Here are some options for sleeping overnight in your camper van:

Camping on Public Land (National Forest, BLM, etc). Free.

vanlife boondocking on public land

This is our go-to option for van life overnight parking. There is abundant public land all over North America, and much of it allows you to camp out for free (usually for up to 14 days or so before you have to move on). These spots are fairly easy to find with the right apps and resources (and a well-tuned sense of adventure), and they tend to be beautiful and peaceful.

The downside, however, is that amenities can be very hit or miss. Sometimes you’ll find a spot with a pit toilet and blazing-fast LTE service. More often than not, though, your spot will be in the middle of nowhere, your bathroom will be a hole in the ground, and you’ll be in a complete dead zone (though it is possible to find sweet wilderness spots with decent cell service).

Getting to these van life camping spots can also be a bit of an adventure. While there are many great campsites that are easily accessible, these spots are more likely to have other campers close by. The best and most secluded spots tend to be down the bumpy back roads.

But if you’re the type of vanlifer who loves spending time outside, enjoys being far away from cities, and prefers to camp for free, public land is your number one resource.

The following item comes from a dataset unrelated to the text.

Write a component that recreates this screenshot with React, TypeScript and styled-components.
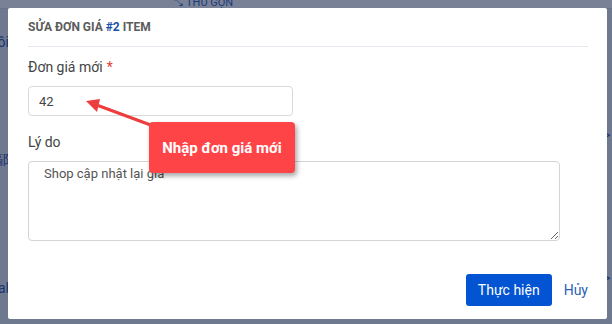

Where to find these spots: (Website); iOverlander (iOS | Android | Website); Campendium (iOS | Website); FreeRoam (iOS | Android | Website)

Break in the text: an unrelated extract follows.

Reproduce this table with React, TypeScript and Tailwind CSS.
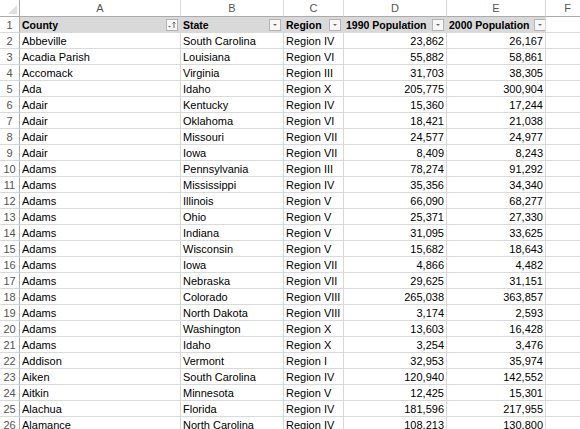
const rows: [string, string, string, string, string][] = [
  ["Abbeville", "South Carolina", "Region IV", "23,862", "26,167"],
  ["Acadia Parish", "Louisiana", "Region VI", "55,882", "58,861"],
  ["Accomack", "Virginia", "Region III", "31,703", "38,305"],
  ["Ada", "Idaho", "Region X", "205,775", "300,904"],
  ["Adair", "Kentucky", "Region IV", "15,360", "17,244"],
  ["Adair", "Oklahoma", "Region VI", "18,421", "21,038"],
  ["Adair", "Missouri", "Region VII", "24,577", "24,977"],
  ["Adair", "Iowa", "Region VII", "8,409", "8,243"],
  ["Adams", "Pennsylvania", "Region III", "78,274", "91,292"],
  ["Adams", "Mississippi", "Region IV", "35,356", "34,340"],
  ["Adams", "Illinois", "Region V", "66,090", "68,277"],
  ["Adams", "Ohio", "Region V", "25,371", "27,330"],
  ["Adams", "Indiana", "Region V", "31,095", "33,625"],
  ["Adams", "Wisconsin", "Region V", "15,682", "18,643"],
  ["Adams", "Iowa", "Region VII", "4,866", "4,482"],
  ["Adams", "Nebraska", "Region VII", "29,625", "31,151"],
  ["Adams", "Colorado", "Region VIII", "265,038", "363,857"],
  ["Adams", "North Dakota", "Region VIII", "3,174", "2,593"],
  ["Adams", "Washington", "Region X", "13,603", "16,428"],
  ["Adams", "Idaho", "Region X", "3,254", "3,476"],
  ["Addison", "Vermont", "Region I", "32,953", "35,974"],
  ["Aiken", "South Carolina", "Region IV", "120,940", "142,552"],
  ["Aitkin", "Minnesota", "Region V", "12,425", "15,301"],
  ["Alachua", "Florida", "Region IV", "181,596", "217,955"],
  ["Alamance", "North Carolina", "Region IV", "108,213", "130,800"],
];

const grid = "grid grid-cols-[20px_161px_103px_60px_103px_99px_44px]";
const cell = "h-4 border-r border-b border-[#d9d9d9] px-[2px] pt-px leading-[14px] whitespace-nowrap overflow-hidden";

function FilterButton({ sorted }: { sorted?: boolean }) {
  return (
    <span className="ml-auto flex h-[12px] w-[12px] shrink-0 items-center justify-center border border-[#b4b4b4] bg-[#f7f7f7]">
      <svg width="10" height="10" viewBox="0 0 10 10" aria-hidden>
        {sorted ? (
          <>
            <path d="M1 6h3L2.5 7.5z" fill="#6a6a6a" />
            <path d="M7 8V2M5.5 3.5 7 2l1.5 1.5" stroke="#6a6a6a" strokeWidth="1" fill="none" />
          </>
        ) : (
          <path d="M3 4h4L5 6z" fill="#6a6a6a" />
        )}
      </svg>
    </span>
  );
}

export default function App() {
  const heads = ["County", "State", "Region", "1990 Population", "2000 Population"];
  return (
    <div className="h-[429px] w-[580px] overflow-hidden bg-white font-['Liberation_Sans',Arial,sans-serif] text-[11px] text-black">
      {/* column letters */}
      <div className={`${grid} h-[17px] text-[#555]`}>
        <div className="relative border-r border-b border-[#ababab]">
          <svg className="absolute right-[2px] bottom-[2px]" width="9" height="9" aria-hidden>
            <path d="M9 0V9H0z" fill="#dfdfdf" />
          </svg>
        </div>
        {["A", "B", "C", "D", "E", "F"].map((l) => (
          <div key={l} className="h-[17px] border-r border-b border-[#ababab] border-r-[#dadada] text-center leading-[16px]">
            {l}
          </div>
        ))}
      </div>

      {/* table header row */}
      <div className={grid}>
        <div className={`${cell} border-r-[#ababab] text-center text-[#555]`}>1</div>
        {heads.map((h, i) => (
          <div key={h} className={`${cell} flex items-center gap-1 bg-[#d9d9d9] pt-0 text-[10.5px] font-bold`}>
            <span>{h}</span>
            <FilterButton sorted={i === 0} />
          </div>
        ))}
        <div className={cell} />
      </div>

      {rows.map((r, i) => (
        <div key={i} className={grid}>
          <div className={`${cell} border-r-[#ababab] text-center text-[#555]`}>{i + 2}</div>
          <div className={cell}>{r[0]}</div>
          <div className={cell}>{r[1]}</div>
          <div className={cell}>{r[2]}</div>
          <div className={`${cell} text-right`}>{r[3]}</div>
          <div className={`${cell} text-right`}>{r[4]}</div>
          <div className={cell} />
        </div>
      ))}
    </div>
  );
}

Important Note: When camping in the wild, always adhere to Leave No Trace principles. Our public land is a vital resource, and it is our duty as responsible users of this land to do everything we can to leave our camp spots better than we found them.

Parking Lot Camping (big box stores, truck stops, casinos, etc.) Free.

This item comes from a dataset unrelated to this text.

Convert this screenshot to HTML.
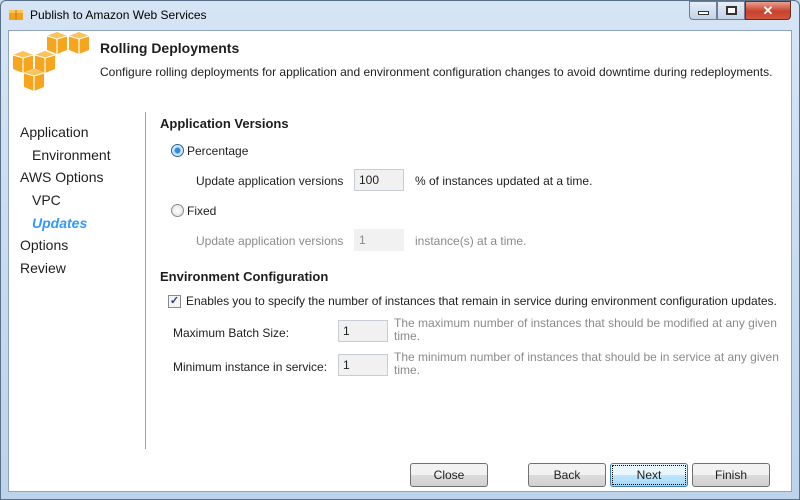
<!DOCTYPE html>
<html><head><style>
*{margin:0;padding:0;box-sizing:border-box}
body{width:800px;height:500px;overflow:hidden;font-family:"Liberation Sans",sans-serif;font-size:12px;color:#1e1e1e;background:#c9dcef}
.frame{position:absolute;left:0;top:0;width:800px;height:500px;background:linear-gradient(#d6e5f5,#bcd3ea);border:1px solid #5a6f88;border-radius:6px 6px 0 0}
.title{position:absolute;left:30px;top:8px;font-size:12px;color:#000}
.inner{position:absolute;left:8px;top:30px;width:784px;height:462px;background:#fff;border:1px solid #8fa4bd}
.a{position:absolute;white-space:nowrap}
.in{position:absolute;height:22px;background:#f1f1f1;border:1px solid #c8cdd4;padding:3px 4px;font-size:12px}
.btn{position:absolute;top:463px;width:78px;height:24px;border:1px solid #707070;border-radius:3px;background:linear-gradient(#f2f2f2 50%,#dcdcdc 50%,#d0d0d0);text-align:center;line-height:22px}
.g{color:#8a8a8a}
.radio{position:absolute;width:13px;height:13px;border-radius:50%;border:1px solid #8a8a8a;background:radial-gradient(#fff,#ddd)}
</style></head><body>
<div class="frame"></div>
<svg class="a" style="left:8px;top:6px" width="16" height="16"><rect x="1" y="4" width="14" height="10" fill="#f0a21c"/><rect x="1" y="4" width="14" height="3" fill="#f9c55a"/><line x1="8" y1="4" x2="8" y2="14" stroke="#c77b08"/></svg>
<div class="title">Publish to Amazon Web Services</div>
<div class="a" style="left:689px;top:1px;width:28px;height:19px;border:1px solid #6d7d93;border-radius:0 0 0 4px;background:linear-gradient(#e6eef8,#c2d2e6)"><div style="position:absolute;left:8px;top:9px;width:11px;height:4px;border:1px solid #333;background:#fff"></div></div>
<div class="a" style="left:717px;top:1px;width:28px;height:19px;border:1px solid #6d7d93;background:linear-gradient(#e6eef8,#c2d2e6)"><div style="position:absolute;left:8px;top:4px;width:11px;height:9px;border:2px solid #333;background:#fff"></div></div>
<div class="a" style="left:745px;top:1px;width:46px;height:19px;border:1px solid #6b2b20;border-radius:0 0 4px 0;background:linear-gradient(#e8a090,#c7412b 55%,#d2563e);color:#fff;font-weight:bold;text-align:center;font-size:13px;line-height:17px">✕</div>
<div class="inner"></div>
<svg class="a" style="left:0;top:0" width="100" height="95">
<defs><g id="c"><path d="M0 4 L10 0 L20 4 L20 18 L10 22 L0 18Z" fill="#f7a51c"/><path d="M0 4 L10 0 L20 4 L10 7Z" fill="#fbc35c"/><path d="M10 7 L10 22" stroke="#fff" stroke-width="1.2"/><path d="M0 4 L10 7 L20 4" stroke="#fff" stroke-width="1" fill="none"/></g></defs>
<use href="#c" x="47" y="32"/><use href="#c" x="69" y="32"/>
<use href="#c" x="13" y="51"/><use href="#c" x="35" y="51"/>
<use href="#c" x="24" y="69"/>
</svg>
<div class="a" style="left:100px;top:40px;font-size:14px;font-weight:bold">Rolling Deployments</div>
<div class="a" style="left:100px;top:65px">Configure rolling deployments for application and environment configuration changes to avoid downtime during redeployments.</div>
<div class="a" style="left:145px;top:112px;width:1px;height:337px;background:#a0a0a0"></div>
<div class="a" style="left:20px;top:124px;font-size:14px">Application</div>
<div class="a" style="left:32px;top:147px;font-size:14px">Environment</div>
<div class="a" style="left:20px;top:169px;font-size:14px">AWS Options</div>
<div class="a" style="left:32px;top:192px;font-size:14px">VPC</div>
<div class="a" style="left:32px;top:215px;font-size:14px;color:#3399ff;font-weight:bold;font-style:italic">Updates</div>
<div class="a" style="left:20px;top:237px;font-size:14px">Options</div>
<div class="a" style="left:20px;top:260px;font-size:14px">Review</div>
<div class="a" style="left:160px;top:116px;font-weight:bold;font-size:13px">Application Versions</div>
<div class="radio" style="left:171px;top:144px;background:radial-gradient(#2a8be0 30%,#bfe0f8 45%,#fff);border-color:#2c628b"></div>
<div class="a" style="left:187px;top:144px">Percentage</div>
<div class="a" style="left:196px;top:174px">Update application versions</div>
<div class="in" style="left:354px;top:169px;width:50px">100</div>
<div class="a" style="left:415px;top:174px">% of instances updated at a time.</div>
<div class="radio" style="left:171px;top:204px"></div>
<div class="a" style="left:187px;top:204px">Fixed</div>
<div class="a g" style="left:196px;top:234px">Update application versions</div>
<div class="in g" style="left:354px;top:229px;width:50px;border-color:#f1f1f1">1</div>
<div class="a g" style="left:415px;top:234px">instance(s) at a time.</div>
<div class="a" style="left:160px;top:269px;font-weight:bold;font-size:13px">Environment Configuration</div>
<div class="a" style="left:168px;top:295px;width:13px;height:13px;border:1px solid #8a8a8a;background:#f4f4f4;font-size:11px;line-height:11px;text-align:center;color:#2a3a8a;font-weight:bold">✓</div>
<div class="a" style="left:186px;top:294px;letter-spacing:-0.05px">Enables you to specify the number of instances that remain in service during environment configuration updates.</div>
<div class="a" style="left:173px;top:326px">Maximum Batch Size:</div>
<div class="in" style="left:338px;top:320px;width:50px">1</div>
<div class="a g" style="left:394px;top:317px;line-height:13px">The maximum number of instances that should be modified at any given<br>time.</div>
<div class="a" style="left:173px;top:360px">Minimum instance in service:</div>
<div class="in" style="left:338px;top:354px;width:50px">1</div>
<div class="a g" style="left:394px;top:351px;line-height:13px">The minimum number of instances that should be in service at any given<br>time.</div>
<div class="btn" style="left:410px">Close</div>
<div class="btn" style="left:528px">Back</div>
<div class="btn" style="left:610px;border-color:#3c7fb1;background:linear-gradient(#eaf6fd 50%,#bee6fd 50%,#a7d9f5);outline:1px dotted #000;outline-offset:-3px">Next</div>
<div class="btn" style="left:692px">Finish</div>
</body></html>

Vans camped out in Walmart parking lot

It ain’t the most glamorous, but occasionally camping in a parking lot is a reality of vanlife. We often find ourselves in a big box store parking lot for the night if we’re spending time in a town or city to scope out the area or run errands. And since big box stores and truck stops tend to be right off the highway, they also make convenient stopovers between long travel days.

What big box stores allow you to sleep in their parking lots? Most Walmarts allow overnight parking, and you might even find yourself surrounded by a throng of other camper vans and RVs while you’re sleeping. Other stores that may allow overnight parking: Bass Pro Shops, Cabela’s, Cracker Barrel, some hardware stores and some local grocery stores.

As far as truck stops, we’ve found Flying J to be particularly van/RV friendly. Highway rest areas are also an option for a brief travel stopover. And many casinos readily allow you to park overnight, and may even allow you to stay for multiple days.

But, we always recommend calling ahead and asking before you park overnight at any business. Not every location will allow you to camp out in the parking lot, even Walmart. Also, some towns have ordinances against overnight parking, meaning that you’re at risk of getting kicked out in the middle of the night. It’s always better to ask first than to get dragged out of bed by the police and forced to move at 3 AM.

Where to find these spots: Park Advisor (iOS | Android); RV Parky (iOS | Android); iOverlander (iOS | Android | Website);  AllStays Camp & RV (iOS | Website)

Urban Stealth Camping. Free.

Van parked on city street at night

If urban areas are your thing, or if you have a job in a specific city and are living in your van to save on rent, it’s not realistic to camp out long term at big box stores. Even more so if you’re in a city that doesn’t allow overnight parking at private businesses.

That’s where stealth camping comes in. Stealth camping generally entails pulling up to a city street, neighborhood, industrial area, or parking lot at night, doing your best to conceal the fact that you’re sleeping in your vehicle, and leaving early in the morning before anyone notices.

If you think that you might be stealth camping frequently, then make sure you buy a van that’s suited for it (i.e. not obvious that it’s a campervan – so maybe don’t buy that VW Vanagon and mount your surfboard on top). The best vans for stealth camping are plain-colored windowless work vans, since they’re literally everywhere and it’s easy to keep them unnoticeable. If your van has windows, make sure you add some good light-blocking curtains.

When stealth camping, it’s very important to be aware of the community that you’re in and to be respectful at all times. Stay quiet and in your van, and don’t go to the bathroom outside for any reason (this is what pee bottles are for).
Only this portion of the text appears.